Bewegung mit Tradition – 175 Jahre Turnen, Spiel und Sportunterricht am heutigen Engelbert-Kaempfer Gymnasium Lemgo (1838-2013) von F. Lueke

Gebäude

Das Engelbert-Kaempfer-Gymnasium besteht baulich aus dem Lippehof, einer ehemals fürstlichen Residenz aus dem 18. Jahrhundert, dem Klassentrakt aus dem Jahr 1974, dem Neubau aus dem Jahr 1995.

Das zentrale Hauptgebäude wurde in den Jahren 2002/05 grundlegend saniert. Die Nebengebäude, das Vorwerk (renoviert 2000/01) und der Marstall (renoviert 2001/02), dienen jetzt als Fachräume für den Bereich Erdkunde, Geschichte, Sozialwissenschaften bzw. für Kunst und Musik sowie als Klassenräume. Im Hauptgebäude befinden sich die Verwaltungsräume, Bibliothek, Beratungsräume und eine Küche mit angegliederten Aufenthaltsräumen.

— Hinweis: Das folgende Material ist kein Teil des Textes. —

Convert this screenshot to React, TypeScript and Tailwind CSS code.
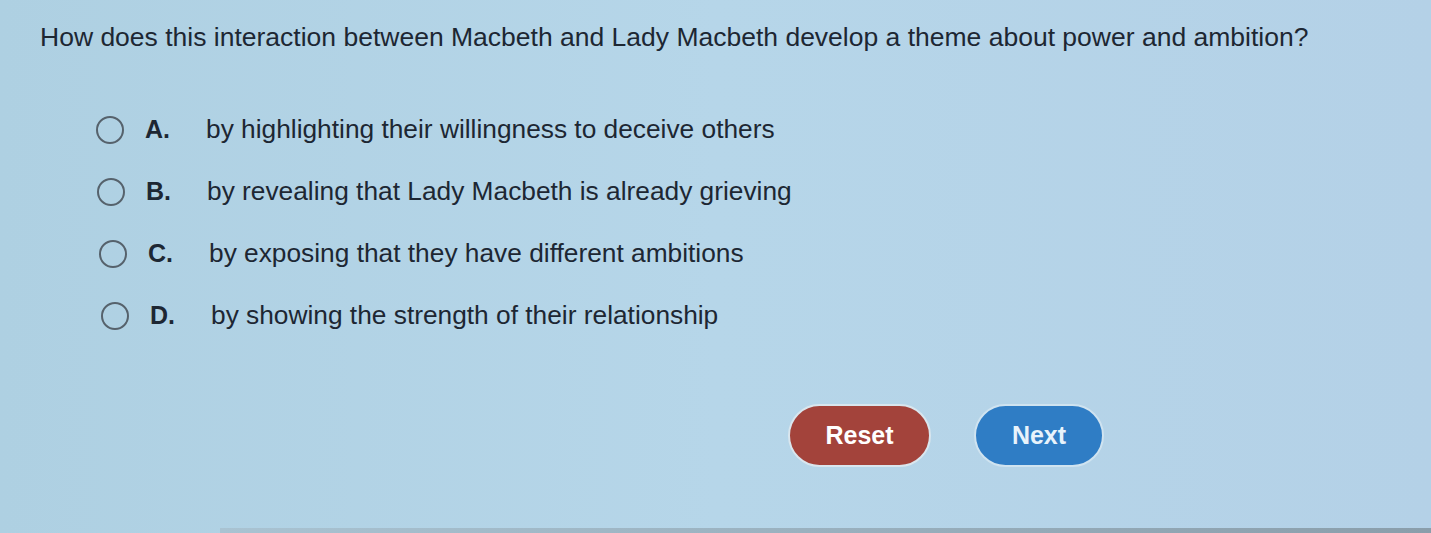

Der Neubau wurde von dem Architekturbüro Schürmann / München entworfen und greift in moderner Form die in der Stadt verbreitete Fachwerkbauweise auf. Er nimmt die naturwissenschaftlichen Fachräume, einige Klassenräume auf und findet seinen Abschluss in dem lichtdurchfluteten Forum der Schule.

Die unterschiedlichen Gebäude entstammen ganz verschiedenen Epochen, sie ergänzen sich aber zu einem lebendigen Ensemble, in dessen Mittelpunkt die ganzheitliche Erziehung und Bildung der Jugendlichen steht.